# [REQUIRED WORK]
Pick out the lines containing "styles".

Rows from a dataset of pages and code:
>>>
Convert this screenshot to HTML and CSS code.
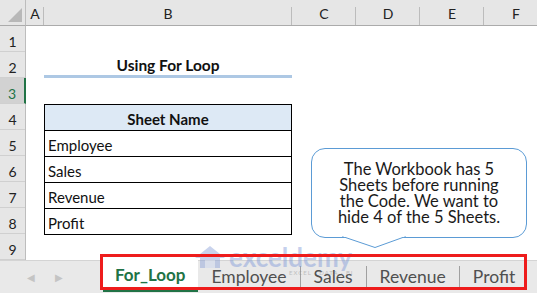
FILE: index.html
```html
<!DOCTYPE html>
<html>
<head>
<title>Using For Loop</title>
<link rel="stylesheet" href="styles.css">
</head>
<body>

<div class="book">

<div class="sheet">
<div class="corner"><span class="tri"></span></div>
<div class="colheads">
<div class="ch ch_a">A</div><div class="ch ch_b">B</div><div class="ch">C</div><div class="ch">D</div><div class="ch">E</div><div class="ch">F</div>
</div>
<div class="rowheads">
<div class="rh">1</div><div class="rh">2</div><div class="rh rh_sel">3</div><div class="rh">4</div><div class="rh">5</div><div class="rh">6</div><div class="rh">7</div><div class="rh">8</div><div class="rh">9</div>
</div>
<div class="cells">
<div class="title">Using For Loop</div>
<table class="names">
<tr><th>Sheet Name</th></tr>
<tr><td>Employee</td></tr>
<tr><td>Sales</td></tr>
<tr><td>Revenue</td></tr>
<tr><td>Profit</td></tr>
</table>

<div class="callout">
<p>The Workbook has 5<br>Sheets before running<br>the Code. We want to<br>hide 4 of the 5 Sheets.</p>
<svg class="tail" width="64" height="13" viewBox="0 0 64 13"><path d="M0.5 0.5 L33 11.5 L63.5 0.5" fill="#fff" stroke="#5b9bd5" stroke-width="1"/><rect x="1.5" y="0" width="61" height="1" fill="#fff"/></svg>
</div>
</div>
</div>

<div class="tabbar">
<div class="nav"><span class="arr">&#9664;</span><span class="arr">&#9654;</span></div>
<div class="tabs">
<div class="tab tab_on">For_Loop</div>
<div class="tab">Employee</div>
<div class="sep"></div>
<div class="tab">Sales</div>
<div class="sep"></div>
<div class="tab">Revenue</div>
<div class="sep"></div>
<div class="tab">Profit</div>
</div>
</div>

<div class="wmark">
<svg width="32" height="24" viewBox="0 0 32 24"><path d="M16 1 L31 13 L26 13 L26 23 L6 23 L6 13 L1 13 Z" fill="#8aa0d8"/><path d="M11 15 L21 15 L21 23 L11 23 Z" fill="#c8d3ef"/></svg>
<div class="wm_txt"><span class="wm_name">exceldemy</span><span class="wm_sub">EXCEL · DATA · BI</span></div>
</div>

<div class="redbox"></div>

</div>

</body>
</html>
```

FILE: styles.css
```css
body {margin:0;background:#fff;font-family:"Lato","Open Sans",sans-serif;}

.book {position:relative;width:537px;height:293px;overflow:hidden;}

.sheet {display:grid;grid-template-columns:26px 1fr;grid-template-rows:26px 234px;}

.corner {background:#e6e6e6;border-right:1px solid #bdbdbd;border-bottom:1px solid #ababab;box-sizing:border-box;position:relative;}
.corner .tri {position:absolute;right:3px;bottom:3px;width:0;height:0;border-left:14px solid transparent;border-bottom:14px solid #b8b8b8;}

.colheads {display:flex;background:#e6e6e6;border-bottom:1px solid #ababab;box-sizing:border-box;}
.ch {width:64px;flex:none;box-sizing:border-box;background:linear-gradient(#bcbcbc,#bcbcbc) right 7px / 1px 19px no-repeat;text-align:center;font-size:14px;line-height:24px;padding-top:2px;color:#222;}
.ch_a {width:18px;}
.ch_b {width:248px;}

.rowheads {display:flex;flex-direction:column;background:#e6e6e6;border-right:1px solid #bdbdbd;}
.rh {height:26px;box-sizing:border-box;border-bottom:1px solid #d0d0d0;font-size:14px;line-height:25px;padding-top:3px;text-align:center;color:#222;}
.rh_sel {background:#d2d2d2;color:#217346;border-right:2px solid #217346;margin-right:-1px;}

.cells {display:grid;grid-template-columns:18px 248px repeat(4, 64px);grid-template-rows:repeat(9, 26px);position:relative;}

.title {grid-column:2;grid-row:2;box-sizing:border-box;border-bottom:3px solid #adc8e4;text-align:center;font-weight:bold;font-size:15.5px;line-height:20px;padding-top:3px;color:#111;}

.names {grid-column:2;grid-row:4 / span 5;border-collapse:collapse;width:248px;table-layout:fixed;}
.names th, .names td {height:26px;box-sizing:border-box;border:1px solid #000;padding:2px 3px 0 3px;font-size:15px;color:#111;}
.names th {background:#dde9f5;font-weight:bold;text-align:center;}
.names td {text-align:left;}

.callout {position:absolute;left:285px;top:122px;width:216px;height:90px;box-sizing:border-box;border:1px solid #5b9bd5;border-radius:14px;background:#fff;display:flex;align-items:center;justify-content:center;}
.callout p {margin:0;text-align:center;font-size:16.5px;line-height:16px;color:#1a1a1a;}
.callout .tail {position:absolute;left:30px;bottom:-12px;}

.tabbar {display:flex;align-items:center;height:33px;background:#e9e9e9;border-top:1px solid #d4d4d4;box-sizing:border-box;}
.nav {width:100px;display:flex;gap:20px;padding-left:27px;box-sizing:border-box;}
.arr {color:#c4c4c4;font-size:10px;}

.tabs {display:flex;align-items:center;height:100%;padding-left:3px;}
.tab {font-size:17.5px;color:#505050;padding:0 13px;line-height:30px;}
.tab_on {background:#fff;color:#217346;font-weight:bold;font-size:17px;border-bottom:2px solid #217346;padding:0 13px 0 12px;height:30px;margin-top:-3px;}
.sep {width:1px;height:22px;background:#a0a0a0;}

.wmark {position:absolute;left:194px;top:245px;display:flex;align-items:flex-start;gap:3px;opacity:0.45;}
.wm_txt {display:flex;flex-direction:column;}
.wm_name {font-size:26px;font-weight:bold;color:#7f99d8;line-height:24px;}
.wm_sub {font-size:6px;color:#8c8c8c;letter-spacing:1px;padding-left:60px;}

.redbox {position:absolute;left:100px;top:254px;width:427px;height:36px;box-sizing:border-box;border:3px solid #ee1c1c;}
```
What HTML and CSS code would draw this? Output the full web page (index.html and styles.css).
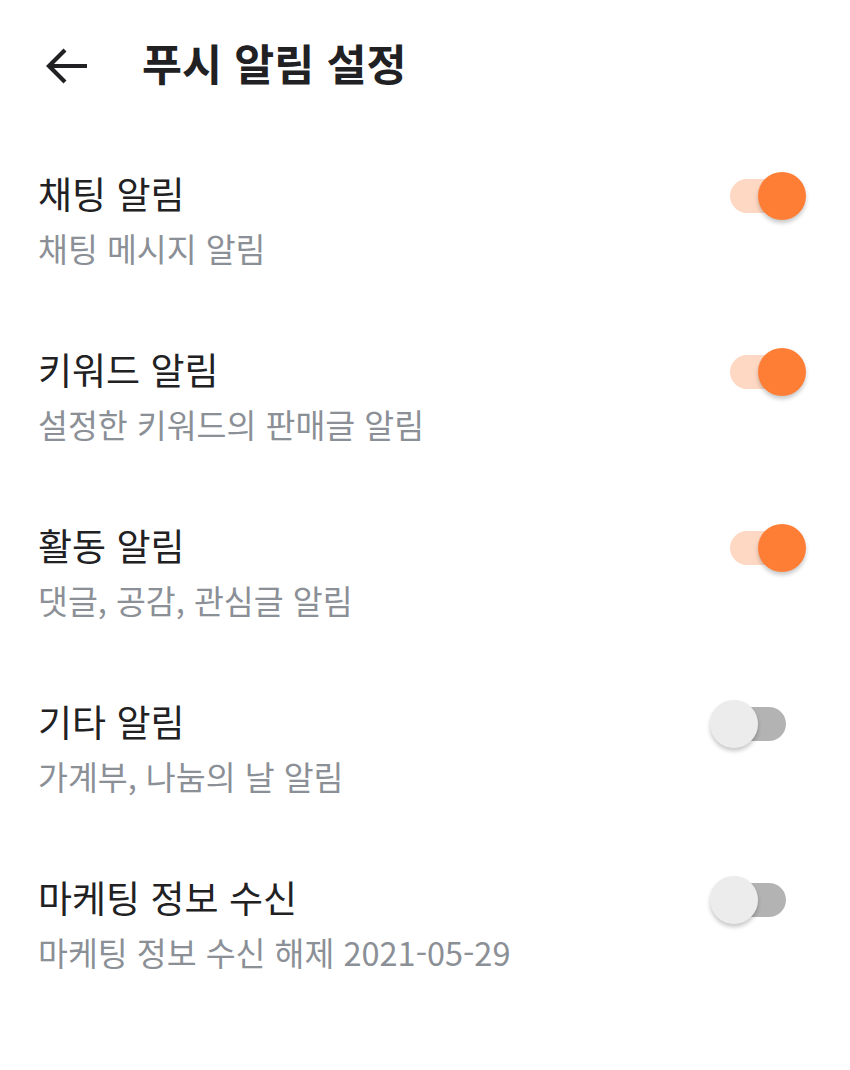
FILE: index.html
```html
<!DOCTYPE html>
<html lang="ko">

<head>
  <meta charset="utf-8" />
  <meta name="viewport" content="width=device-width, initial-scale=1" />
  <title>푸시 알림 설정</title>
  <link rel="stylesheet" href="styles.css">
</head>

<body>
  <div class="header">
    <svg class="back" width="44" height="38" viewBox="0 0 44 38">
      <path d="M42 19H4M20 3L4 19l16 16" fill="none" stroke="#212124" stroke-width="4.2" />
    </svg>
    <h1 class="title">푸시 알림 설정</h1>
  </div>

  <div class="list">
    <div class="row">
      <div class="texts">
        <div class="name">채팅 알림</div>
        <div class="desc">채팅 메시지 알림</div>
      </div>
      <div class="toggle on"><div class="track"></div><div class="thumb"></div></div>
    </div>
    <div class="row">
      <div class="texts">
        <div class="name">키워드 알림</div>
        <div class="desc">설정한 키워드의 판매글 알림</div>
      </div>
      <div class="toggle on"><div class="track"></div><div class="thumb"></div></div>
    </div>
    <div class="row">
      <div class="texts">
        <div class="name">활동 알림</div>
        <div class="desc">댓글, 공감, 관심글 알림</div>
      </div>
      <div class="toggle on"><div class="track"></div><div class="thumb"></div></div>
    </div>
    <div class="row">
      <div class="texts">
        <div class="name">기타 알림</div>
        <div class="desc">가계부, 나눔의 날 알림</div>
      </div>
      <div class="toggle"><div class="track"></div><div class="thumb"></div></div>
    </div>
    <div class="row">
      <div class="texts">
        <div class="name">마케팅 정보 수신</div>
        <div class="desc">마케팅 정보 수신 해제 2021-05-29</div>
      </div>
      <div class="toggle"><div class="track"></div><div class="thumb"></div></div>
    </div>
  </div>
</body>

</html>
```

FILE: styles.css
```css
html,
body {
  margin: 0;
  background-color: #ffffff;
  color: #212124;
  font-family: "Noto Sans CJK KR", "Noto Sans", sans-serif;
}

.header {
  display: flex;
  align-items: center;
  height: 132px;
  padding-left: 45px;
}

.back {
  display: block;
  margin-right: 53px;
}

.title {
  margin: -6px 0 0;
  font-size: 43.5px;
  font-weight: 700;
  line-height: 52px;
}

.list {
  display: flex;
  flex-direction: column;
}

.row {
  display: flex;
  justify-content: space-between;
  align-items: flex-start;
  padding: 37px 64px 38px 38px;
}

.name {
  font-size: 37px;
  line-height: 48px;
}

.desc {
  margin-top: 9px;
  font-size: 32.5px;
  line-height: 44px;
  color: #8b8f96;
}

.toggle {
  position: relative;
  width: 56px;
  height: 48px;
  margin-top: 3px;
}

.toggle .track {
  position: absolute;
  top: 7px;
  left: 0;
  width: 56px;
  height: 34px;
  border-radius: 17px;
  background-color: #b3b3b3;
}

.toggle .thumb {
  position: absolute;
  top: 0;
  left: -20px;
  width: 48px;
  height: 48px;
  border-radius: 50%;
  background-color: #ececec;
  box-shadow: 0 3px 4px rgba(0, 0, 0, 0.22);
}

.toggle.on .track {
  background-color: #fed8c3;
}

.toggle.on .thumb {
  left: 28px;
  background-color: #ff7e36;
}
```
<<<
# [FINISHED TASK]
<link rel="stylesheet" href="styles.css">
FILE: styles.css
What HTML and CSS code would draw this? Output the full web page (index.html and styles.css).
  <link rel="stylesheet" href="styles.css">
FILE: styles.css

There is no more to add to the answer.